* [Task prompt]: Please print exactly the lines below, from the start of the material up to and including the line with "ChevronDown, CircleQuestionMark, X", but none of the pictures.
^^^^^^^^
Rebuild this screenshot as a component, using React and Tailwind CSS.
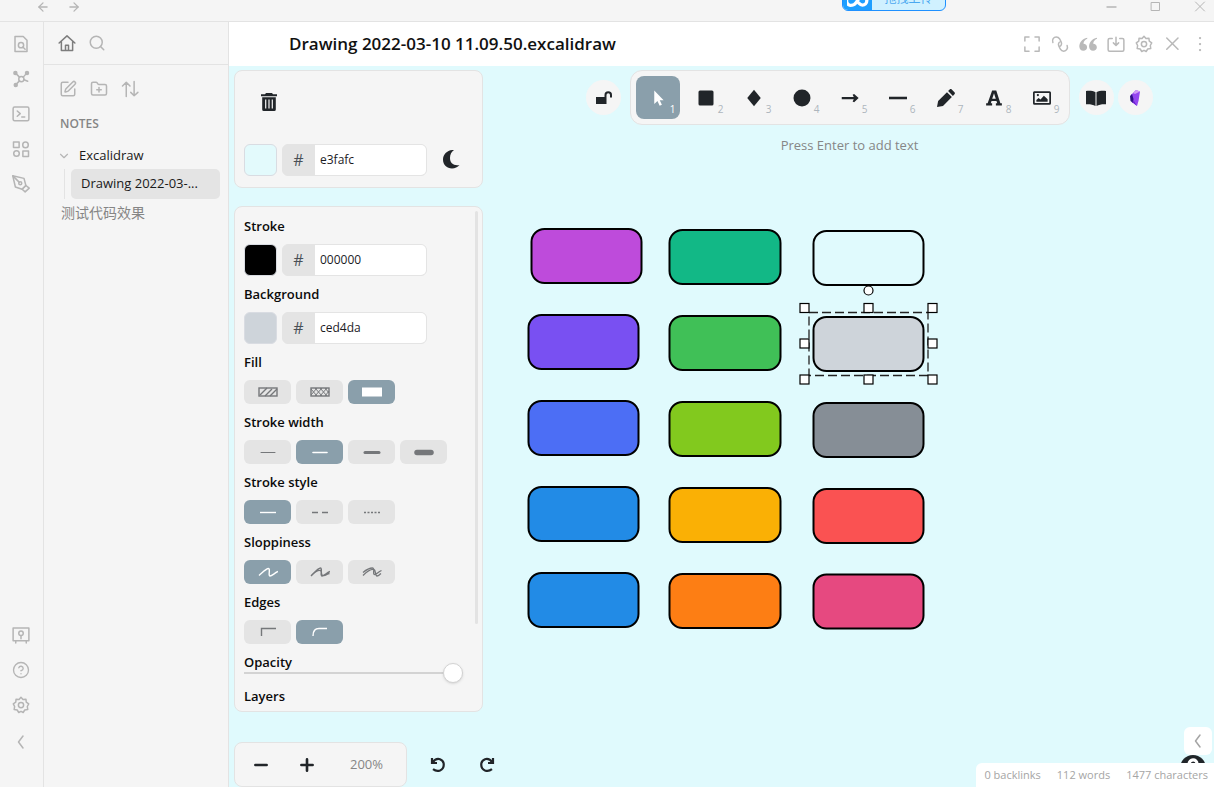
import React, { useState } from 'react';
import { ArrowLeft, ArrowRight, Search, FolderPlus, SquarePen, ChevronDown, CircleQuestionMark, X } from 'lucide-react';

const shapes = [
  { x: 302.5, y: 163, w: 110, fill: '#be4bdb' },
  { x: 299.5, y: 249, w: 110, fill: '#7950f2' },
  { x: 299.5, y: 335, w: 110, fill: '#4c6ef5' },
  { x: 299.5, y: 421, w: 110, fill: '#228be6' },
  { x: 299.5, y: 507, w: 110, fill: '#228be6' },
  { x: 440.5, y: 164, w: 111, fill: '#12b886' },
  { x: 440.5, y: 250, w: 111, fill: '#40c057' },
  { x: 440.5, y: 336, w: 111, fill: '#82c91e' },
  { x: 440.5, y: 422, w: 111, fill: '#fab005' },
  { x: 440.5, y: 508, w: 111, fill: '#fd7e14' },
  { x: 584.5, y: 165, w: 110, fill: 'none' },
  { x: 584.5, y: 251, w: 110, fill: '#ced4da' },
  { x: 584.5, y: 337, w: 110, fill: '#868e96' },
  { x: 584.5, y: 423, w: 110, fill: '#fa5252' },
  { x: 584.5, y: 508.5, w: 110, fill: '#e64980' },
];

const handles = [
  [575.5, 242], [639.5, 242], [703.5, 242],
  [575.5, 277.5], [703.5, 277.5],
  [575.5, 313.5], [639.5, 313.5], [703.5, 313.5],
];

const Icon = ({ size = 18, box = 24, children }) => (
  <svg width={size} height={size} viewBox={`0 0 ${box} ${box}`} fill="none" stroke="currentColor" strokeWidth="2" strokeLinecap="round" strokeLinejoin="round" aria-hidden="true">
    {children}
  </svg>
);

const GearIcon = () => (
  <Icon>
    <path d="M12 1.8l2.6 3 4-.5.4 4 3.3 2.2-1.9 3.5.6 4-4 .7-2.1 3.3-2.9-1.6-3 1.6-2.1-3.3-4-.7.6-4L1.7 10.5 5 8.3l.4-4 4 .5z" />
    <circle cx="12" cy="12" r="3.5" />
  </Icon>
);

const ThinChevron = () => (
  <svg width="16" height="22" viewBox="0 0 16 22" fill="none" stroke="currentColor" strokeWidth="1.5" strokeLinecap="round" strokeLinejoin="round" aria-hidden="true">
    <path d="M10 5L5.5 11l4.500 6" />
  </svg>
);

const ribbonTop = [
  { label: 'Quick switcher', icon: <><path d="M4 2h11l5 5v15H4z" /><circle cx="12" cy="13.5" r="3.5" /><path d="M14.5 16L17.5 19" /></> },
  { label: 'Graph view', icon: <><circle cx="4.5" cy="4" r="2" fill="currentColor" /><circle cx="20" cy="4" r="2" fill="currentColor" /><circle cx="5" cy="20" r="2" fill="currentColor" /><circle cx="12.5" cy="12" r="3.5" /><path d="M6 5.5l4 4M18.5 5.5L15 9.5M6 18.5l4-4M16 13l5 2" /></> },
  { label: 'Command palette', icon: <><rect x="1.5" y="2.5" width="21" height="18.5" rx="2" /><path d="M7 8l4 3.5L7 15M13 16h4" /></> },
  { label: 'Workspaces', icon: <><rect x="2" y="2.5" width="7.5" height="7.5" /><circle cx="18" cy="6.5" r="3.7" /><circle cx="6" cy="18" r="3.7" /><rect x="14.5" y="14.5" width="7.5" height="7.5" /></> },
  { label: 'New drawing', icon: <><path d="M1 1l15 3.500 2.500 9.500-5 5-9-3z" /><path d="M1.5 1.5l8 8M13.5 19l5-5 4.500 3.500-5.500 5z" /><circle cx="11" cy="11" r="2" /></> },
];

const ribbonBottom = [
  { label: 'Open another vault', icon: <Icon><path d="M1.5 2.5h21v17h-21zM5 20v2.500M19 20v2.500M12 13v4" /><circle cx="12" cy="9.5" r="3" /></Icon> },
  { label: 'Help', icon: <CircleQuestionMark size={18} strokeWidth={1.8} /> },
  { label: 'Settings', icon: <GearIcon /> },
  { label: 'Collapse', icon: <ThinChevron /> },
];

const headerActions = [
  { label: 'Fullscreen', icon: <path d="M2.5 8V2.500H8M16 2.500h5.500V8M21.5 16v5.500H16M8 21.500H2.500V16" /> },
  { label: 'Copy link', icon: <path d="M2.5 10C1 6 3.500 2.500 7 2.500c2 0 3.500 1 4.500 2.800l2 3.700c1.300 2.700.3 5.500-2.500 6.500M21.5 14c1.500 4-1 7.500-4.500 7.500-2 0-3.500-1-4.500-2.800l-2-3.700c-1.300-2.700-.3-5.500 2.500-6.500" /> },
  { label: 'Quote', icon: <path fill="currentColor" stroke="none" d="M11 3.500C4 5 0 10 .5 16c.3 3 2.300 5 5.200 5 3 0 5.100-2 5.100-4.800S8.600 11.500 6 11.500c0-3 2.200-5.500 5-6.500zM24 3.500c-7 1.500-11 6.500-10.500 12.500.3 3 2.300 5 5.200 5 3 0 5.100-2 5.100-4.800s-2.200-4.700-4.800-4.700c0-3 2.200-5.500 5-6.500z" /> },
  { label: 'Export', icon: <path d="M7 4.500H3.500c-1 0-2 1-2 2v13c0 1 1 2 2 2h17c1 0 2-1 2-2v-13c0-1-1-2-2-2H17M12 3v10.500M8.500 10.500l3.500 3.500 3.500-3.500" /> },
];

// filled glyphs on a 24x24 grid
const tools = [
  { label: 'Selection', icon: <path d="M7 2v18l4.300-4 2.900 6.300 3-1.300-2.900-6h5.200z" /> },
  { label: 'Rectangle', icon: <rect x="2" y="2" width="20" height="20" rx="2" /> },
  { label: 'Diamond', icon: <path d="M12 1l9 11-9 11-9-11z" /> },
  { label: 'Ellipse', icon: <circle cx="12" cy="12" r="11.3" /> },
  { label: 'Arrow', icon: <path d="M1 10.500h16l-1.500-3L17.500 6.500 23.500 12l-6 5.500-2-1 1.500-3H1z" /> },
  { label: 'Line', icon: <path d="M0 10.300h24v3.400H0z" /> },
  { label: 'Draw', icon: <path d="M0 24l1.500-8L13.300 4.200l6.500 6.500L8 22.500zM14.800 2.800l2.100-2.100c.8-.8 2-.8 2.700 0l3.700 3.700c.8.8.8 2 0 2.700l-2.100 2.100z" /> },
  { label: 'Text', icon: <path fillRule="evenodd" d="M9.500 2H15l5.500 17H22.500v3h-8v-3h1.800l-1-3H8.700l-1 3h1.800v3h-8v-3h2zM9.600 13h4.800L12 5.800z" /> },
  { label: 'Image', icon: <path fillRule="evenodd" d="M2 3h20a2 2 0 012 2v14a2 2 0 01-2 2H2a2 2 0 01-2-2V5c0-1.100.900-2 2-2zm.3 2.300v13.400h19.400V5.300zM4.500 17v-2.500l3-2.500 2.500 2 4.500-5 5 4.500V17zM5 8a1.500 1.500 0 103 0 1.500 1.500 0 00-3 0z" /> },
];

const strokeWidths = [1, 1.6, 3, 5.5];

const optionGroups = [
  {
    name: 'Fill',
    active: 2,
    options: [
      <g key="hachure"><rect x="1" y="2" width="18" height="8" /><path d="M2 9l7-7M7 10l7-7M12 10l7-7" /></g>,
      <g key="cross"><rect x="1" y="2" width="18" height="8" /><path d="M1 9l6-7M5 10l7-8M10 10l7-8M15 10l4-5M1 3l6 7M5 2l7 8M10 2l7 8M15 2l4 5" strokeWidth="1" /></g>,
      <rect key="solid" x="0" y="1.5" width="20" height="9" fill="currentColor" stroke="none" />,
    ],
  },
  {
    name: 'Stroke width',
    active: 1,
    options: strokeWidths.map((w) => (
      <path key={w} d="M3 6.500h14" strokeWidth={w} strokeLinecap="round" />
    )),
  },
  {
    name: 'Stroke style',
    active: 0,
    options: [
      <path key="solid" d="M2 6.500h16" />,
      <path key="dashed" d="M2 6.500h6M12 6.500h6" strokeWidth="1.7" />,
      <path key="dotted" d="M2 6.500h16" strokeWidth="1.6" strokeDasharray="2 1.5" />,
    ],
  },
  {
    name: 'Sloppiness',
    active: 0,
    options: [
      <path key="architect" d="M1 9.500C4 7 8 2.500 10.500 2.500c2 0-.5 7.500 1.500 7.500s4-2.500 8-4.500" />,
      <path key="artist" d="M1 10C4 7 8 2 10.500 2c2 0-.5 8 1.500 8s4-2.500 8-4.500M1 10c4-4 8-6 9.500-5.500s0 5.500 3 5 3-1.500 6-2" />,
      <path key="cartoonist" d="M1 6.500C4 4 8 2 10.500 2s0 6.500 2 6.500 3-2 7-4M1 9.500c5-5 9-6.500 11-6s1 6.500 3 6.500 2-1 4-2.500" strokeWidth="1.3" />,
    ],
  },
  {
    name: 'Edges',
    active: 1,
    options: [
      <path key="sharp" d="M3.500 10V2.500H18" />,
      <path key="round" d="M3 10C3 4 6 2.500 9 2.500h8" />,
    ],
  },
];

const ColorField = ({ label, value, swatch }) => {
  const [hex, setHex] = useState(value);
  return (
    <div className="flex gap-[5px]">
      <button aria-label={`${label} picker`} className={`w-[33px] h-8 rounded-md border border-[#d9dce2] ${swatch}`} />
      <label className="flex w-[145px] h-8 rounded-md border border-[#e4e4e4] bg-[#e4e4e4] overflow-hidden">
        <span className="w-8 pr-px flex items-center justify-center text-base text-[#495057]">#</span>
        <input
          aria-label={label}
          value={hex}
          onChange={(e) => setHex(e.target.value)}
          className="flex-1 min-w-0 bg-white px-[5px] text-xs text-[#1b1b1f] outline-none"
        />
      </label>
    </div>
  );
};

const OptionGroup = ({ name, active, options }) => {
  const [selected, setSelected] = useState(active);
  return (
    <fieldset>
      <legend className="text-[13px] leading-5 font-semibold mb-2">{name}</legend>
      <div className="flex gap-[5px]">
        {options.map((icon, i) => (
          <button
            key={i}
            aria-label={`${name} ${i + 1}`}
            aria-pressed={selected === i}
            onClick={() => setSelected(i)}
            className={`w-[47px] h-6 rounded-md flex items-center justify-center ${selected === i ? 'bg-[#8a9fab] text-white' : 'bg-[#e4e4e4] text-[#75777a]'}`}
          >
            <svg width="20" height="12" viewBox="0 0 20 12" fill="none" stroke="currentColor" strokeWidth="1.4" aria-hidden="true">{icon}</svg>
          </button>
        ))}
      </div>
    </fieldset>
  );
};

const TitleBar = () => (
  <header className="relative h-[22px] shrink-0 border-b border-[#e3e3e3] flex items-start justify-between pl-9 overflow-hidden text-[#b5b5b5]">
    <div className="flex gap-[17px]">
      <button aria-label="Back"><ArrowLeft size={14} strokeWidth={2.2} /></button>
      <button aria-label="Forward"><ArrowRight size={14} strokeWidth={2.2} /></button>
    </div>
    <div className="flex gap-8 pr-2 pt-px">
      <button aria-label="Minimize"><Icon size={12} box={12}><path d="M1 6h9" strokeWidth="1.3" /></Icon></button>
      <button aria-label="Maximize"><Icon size={12} box={12}><path d="M1.5 1.500h8v8h-8z" strokeWidth="1" /></Icon></button>
      <button aria-label="Close"><Icon size={12} box={12}><path d="M1.5 1l9 9M10.500 1l-9 9" strokeWidth="1" /></Icon></button>
    </div>
    {/* upload badge, hangs over the top edge */}
    <div className="absolute right-[268px] -top-3 h-[23px] w-[104px] rounded-md border border-[#1e90ff] bg-[#d0f1ff] flex overflow-hidden text-[#4aa8f0]">
      <span className="w-[29px] bg-[#1e9fff] flex items-end justify-center text-white">
        <Icon size={22} box={20}><path d="M5 8a4 4 0 100 7.500c4 0 5-8 9-8a4 4 0 110 8c-1.500 0-2.500-1-3.500-2" strokeWidth="3" /></Icon>
      </span>
      <span className="flex-1 text-center text-xs leading-5 whitespace-nowrap">拖拽上传</span>
    </div>
  </header>
);

const Sidebar = () => (
  <aside className="w-[185px] shrink-0 border-r border-[#e3e3e3] text-[#b5b5b5]">
    <div className="h-[43px] border-b border-[#e3e3e3] flex items-center gap-3 pl-[14px]">
      <button aria-label="Files" className="text-[#7d7d7d]">
        <Icon><path d="M1.5 12L12 2.500 22.500 12M4.5 10v12h15V10M10 22v-7h4v7" /></Icon>
      </button>
      <button aria-label="Search"><Search size={18} strokeWidth={2} /></button>
    </div>
    <div className="flex gap-[13px] pt-[15px] pl-[15px]">
      <button aria-label="New note"><SquarePen size={18} strokeWidth={2} /></button>
      <button aria-label="New folder"><FolderPlus size={18} strokeWidth={2} /></button>
      <button aria-label="Sort"><Icon><path d="M7 22V3M2 8l5-5 5 5M17.5 2v19M13 16.500l4.500 4.500 5-4.500" /></Icon></button>
    </div>
    <h2 className="pl-4 pt-[18px] text-xs leading-4 font-semibold text-[#858585]">NOTES</h2>
    <nav className="pt-[11px] pl-[13px] pr-2 text-[13px]">
      <a href="#excalidraw" className="flex items-center h-[26px] text-[#1a1a1a]">
        <ChevronDown size={14} className="mr-2 text-[#b5b5b5]" />
        Excalidraw
      </a>
      <div className="ml-[7px] pl-[6px] border-l border-[#e3e3e3]">
        <a href="#drawing" className="flex items-center h-[30px] rounded-[5px] bg-[#e4e4e4] px-[10px] text-[#1a1a1a] whitespace-nowrap">Drawing 2022-03-...</a>
      </div>
      <a href="#note" className="flex items-center h-7 pl-1 text-sm text-[#858585]">测试代码效果</a>
    </nav>
  </aside>
);

const Drawing = () => (
  <svg className="absolute inset-0 w-full h-full" aria-label="Drawing canvas">
    {shapes.map((s, i) => (
      <rect key={i} x={s.x} y={s.y} width={s.w} height="54" rx="13" fill={s.fill} stroke="#000" strokeWidth="2" />
    ))}
    <rect x="580" y="246.5" width="119" height="63" fill="none" stroke="#222" strokeWidth="1.3" strokeDasharray="9 4" />
    {handles.map(([x, y]) => (
      <rect key={`${x}-${y}`} x={x - 4.5} y={y - 4.5} width="9" height="9" fill="#fff" stroke="#000" strokeWidth="1.2" />
    ))}
    <circle cx="639.5" cy="224.5" r="4.5" fill="#fff" stroke="#000" strokeWidth="1.2" />
  </svg>
);

const Toolbar = () => {
  const [tool, setTool] = useState(0);
  return (
    <div className="flex-1 pl-[2px] grid grid-cols-[1fr_auto_1fr] items-center content-start">
      <button aria-label="Keep tool active" className="justify-self-end mr-[9px] w-[35px] h-[35px] rounded-full bg-[#f5f5f5] flex items-center justify-center text-[#212529]">
        <svg width="18" height="18" viewBox="0 0 18 18" fill="currentColor" aria-hidden="true">
          <path d="M2 8h8.500V6a3.700 3.700 0 017.500 0v2.500h-2V6a1.700 1.700 0 00-3.500 0v9H2z" />
        </svg>
      </button>
      <div className="flex gap-1 p-[5px] rounded-xl border border-[#e3e3e3] bg-[#f5f5f5]">
        {tools.map((t, i) => (
          <button
            key={t.label}
            aria-label={t.label}
            onClick={() => setTool(i)}
            className={`relative w-11 h-[43px] rounded-lg flex items-center justify-center ${tool === i ? 'bg-[#8a9fab] text-white' : 'text-[#212529]'}`}
          >
            <svg width="18" height="18" viewBox="0 0 24 24" fill="currentColor" aria-hidden="true">{t.icon}</svg>
            <span className={`absolute right-1 bottom-1 text-[10px] leading-3 ${tool === i ? 'text-white' : 'text-[#adb5bd]'}`}>{i + 1}</span>
          </button>
        ))}
      </div>
      <div className="flex gap-1 ml-[9px]">
        <button aria-label="Library" className="w-[35px] h-[35px] rounded-full bg-[#f5f5f5] flex items-center justify-center text-[#212529]">
          <svg width="20" height="16" viewBox="0 0 20 16" fill="currentColor" aria-hidden="true">
            <path d="M0 1c4-.5 7 0 9.500 1.200V16C7 14.500 4 14 0 14.200zM20 1c-4-.5-7 0-9.500 1.200V16c2.500-1.500 5.500-2 9.500-1.800z" />
          </svg>
        </button>
        <button aria-label="Obsidian tools" className="w-[35px] h-[35px] rounded-full bg-[#f5f5f5] flex items-center justify-center">
          <svg width="12" height="18" viewBox="0 0 12 18" aria-hidden="true">
            <path d="M2 6l5-5 4 1.500-1.500 9.500L8 17l-5-4z" fill="#9446f0" />
            <path d="M1 7l2-2 1.500 5L4 14 1.500 12z" fill="#30108a" />
            <path d="M4 4l3.500-3L11 2.500 6 5z" fill="#d19bf5" />
            <path d="M5 12l-2 1 5 4z" fill="#6c21cf" />
          </svg>
        </button>
      </div>
      <p className="col-start-2 pt-[10px] text-center text-[13px] leading-5 text-[#868686]">Press Enter to add text</p>
    </div>
  );
};

const PropertiesPanel = () => (
  <section className="relative flex-1 min-h-0 mt-[18px] mb-[30px] px-[9px] pt-[9px] rounded-lg border border-[#e3e3e3] bg-[#f5f5f5] overflow-hidden flex flex-col gap-2">
    <div className="absolute right-1 top-1 h-[413px] w-[3px] rounded bg-[#e3e3e3]" />
    <h3 className="text-[13px] leading-5 font-semibold">Stroke</h3>
    <ColorField label="Stroke color" value="000000" swatch="bg-black" />
    <h3 className="text-[13px] leading-5 font-semibold">Background</h3>
    <ColorField label="Background color" value="ced4da" swatch="bg-[#ced4da]" />
    {optionGroups.map((g) => (
      <OptionGroup key={g.name} {...g} />
    ))}
    <label className="block text-[13px] leading-5 font-semibold">
      Opacity
      <input
        type="range"
        defaultValue="100"
        className="block w-[219px] h-[2px] mb-1 appearance-none bg-[#d3d3d3] [&::-webkit-slider-thumb]:appearance-none [&::-webkit-slider-thumb]:w-5 [&::-webkit-slider-thumb]:h-5 [&::-webkit-slider-thumb]:rounded-full [&::-webkit-slider-thumb]:bg-white [&::-webkit-slider-thumb]:border [&::-webkit-slider-thumb]:border-[#d3d3d3] [&::-webkit-slider-thumb]:shadow-sm"
      />
    </label>
    <h3 className="text-[13px] leading-5 font-semibold">Layers</h3>
  </section>
);

const LeftColumn = () => (
  <div className="w-[249px] shrink-0 flex flex-col text-[#0b0b0b]">
    <section className="rounded-lg border border-[#e3e3e3] bg-[#f5f5f5] px-[9px] pt-[21px] pb-[11px]">
      <button aria-label="Reset the canvas" className="block ml-4 text-[#212529]">
        <svg width="18" height="20" viewBox="0 0 18 20" aria-hidden="true">
          <path d="M6 1h6l1 1.200h4v2H1v-2h4zM2.200 5.300h13.600V17.500a1.500 1.500 0 01-1.500 1.500H3.700a1.500 1.500 0 01-1.500-1.500z" fill="currentColor" />
          <path d="M5.700 7.500v9M9 7.500v9M12.300 7.500v9" stroke="#f5f5f5" strokeWidth="1.2" />
        </svg>
      </button>
      <div className="flex items-center gap-4 pt-8">
        <ColorField label="Canvas background" value="e3fafc" swatch="bg-[#e3fafc]" />
        <button aria-label="Dark mode" className="text-[#212529]">
          <svg width="20" height="20" viewBox="0 0 20 20" fill="currentColor" aria-hidden="true">
            <path d="M11 0C5-.5 0 4 0 9.500s4 9 9 9c3 0 5.500-1.200 7.500-3.500-6 1-9.500-2-9.500-7C7 4.500 8.500 1.500 11 0z" />
          </svg>
        </button>
      </div>
    </section>
    <PropertiesPanel />
    <div className="w-max flex items-center">
      <div className="w-[173px] h-[45px] rounded-lg border border-[#e3e3e3] bg-[#f5f5f5] flex items-center pl-[17px] text-[#212529]">
        <button aria-label="Zoom out"><Icon><path d="M4.500 12h15" strokeWidth="3.5" /></Icon></button>
        <button aria-label="Zoom in" className="ml-7"><Icon><path d="M4.500 12h15M12 4.500v15" strokeWidth="3.5" /></Icon></button>
        <button className="ml-[34px] text-[13px] text-[#868686]">200%</button>
      </div>
      <button aria-label="Undo" className="ml-[22px] text-[#212529]">
        <svg width="18" height="18" viewBox="0 0 18 18" fill="none" stroke="currentColor" strokeWidth="2.2" aria-hidden="true"><path d="M3 2v5h5M3.500 6.500C6 3 9 2.500 11 3.200c5 1.800 5 9 0 11.200-2.500 1-5 .3-7-1.200" /></svg>
      </button>
      <button aria-label="Redo" className="ml-[31px] text-[#212529]">
        <svg width="18" height="18" viewBox="0 0 18 18" fill="none" stroke="currentColor" strokeWidth="2.2" aria-hidden="true"><path d="M15 2v5h-5M14.500 6.500C12 3 9 2.500 7 3.200c-5 1.800-5 9 0 11.200 2.500 1 5 .3 7-1.200" /></svg>
      </button>
    </div>
  </div>
);

const StatusBar = () => (
  <div className="absolute right-0 bottom-0 flex flex-col items-end">
    <div className="relative mr-[2px]">
      {/* help button, mostly covered by the status bar */}
      <svg className="absolute -bottom-[26px] right-[6px]" width="26" height="26" viewBox="0 0 26 26" aria-hidden="true">
        <circle cx="13" cy="13" r="13" fill="#212529" />
        <path d="M9 9.500C9 3.500 17 3.500 17 9c0 3-4 3.500-4 6.500" fill="none" stroke="#fff" strokeWidth="3.2" />
        <circle cx="13" cy="20" r="2" fill="#fff" />
      </svg>
      <button aria-label="Expand right sidebar" className="relative w-7 h-7 rounded-md bg-white flex items-center justify-center text-[#a5a5a5]">
        <ThinChevron />
      </button>
    </div>
    <footer className="relative mt-2 h-6 pl-2 pr-[6px] rounded-tl-md bg-white flex items-center gap-4 text-[11px] text-[#a5a5a5]">
      <span>0 backlinks</span>
      <span>112 words</span>
      <span>1477 characters</span>
    </footer>
  </div>
);

const App = () => (
  <div className="h-screen flex flex-col overflow-hidden bg-[#f5f5f5] font-['Open_Sans','Noto_Sans_CJK_SC',sans-serif]">
    <TitleBar />
    <div className="flex-1 min-h-0 flex">
      <nav className="w-11 shrink-0 border-r border-[#e3e3e3] flex flex-col items-center pt-[13px] pr-[2px] pb-[34px] text-[#b5b5b5]">
        <div className="flex flex-col gap-[17px]">
          {ribbonTop.map((item) => (
            <button key={item.label} aria-label={item.label}><Icon>{item.icon}</Icon></button>
          ))}
        </div>
        <div className="mt-auto flex flex-col items-center gap-[17px]">
          {ribbonBottom.map((item) => (
            <button key={item.label} aria-label={item.label}>{item.icon}</button>
          ))}
        </div>
      </nav>
      <Sidebar />
      <main className="flex-1 min-w-0 flex flex-col">
        <header className="h-11 shrink-0 bg-white flex items-center justify-between pl-[60px] pr-[5px] text-[#b9b9b9]">
          <h1 className="text-[17px] font-semibold text-[#111]">Drawing 2022-03-10 11.09.50.excalidraw</h1>
          <div className="flex items-center gap-[10px]">
            {headerActions.map((a) => (
              <button key={a.label} aria-label={a.label}><Icon>{a.icon}</Icon></button>
            ))}
            <button aria-label="Settings"><GearIcon /></button>
            <button aria-label="Close"><Icon><path d="M5 4l15 15M20 4L5 19" /></Icon></button>
            <button aria-label="More options"><Icon><path d="M12 4h.1M12 12h.1M12 20h.1" strokeWidth="3" /></Icon></button>
          </div>
        </header>
        <div className="relative flex-1 min-h-0 bg-[#e0fafd]">
          <Drawing />
          <div className="relative h-full flex pl-[5px] pt-1">
            <LeftColumn />
            <Toolbar />
          </div>
          <StatusBar />
        </div>
      </main>
    </div>
  </div>
);

export default App;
^^^^^^^^
* [Correct response]:
Rebuild this screenshot as a component, using React and Tailwind CSS.
import React, { useState } from 'react';
import { ArrowLeft, ArrowRight, Search, FolderPlus, SquarePen, ChevronDown, CircleQuestionMark, X } from 'lucide-react';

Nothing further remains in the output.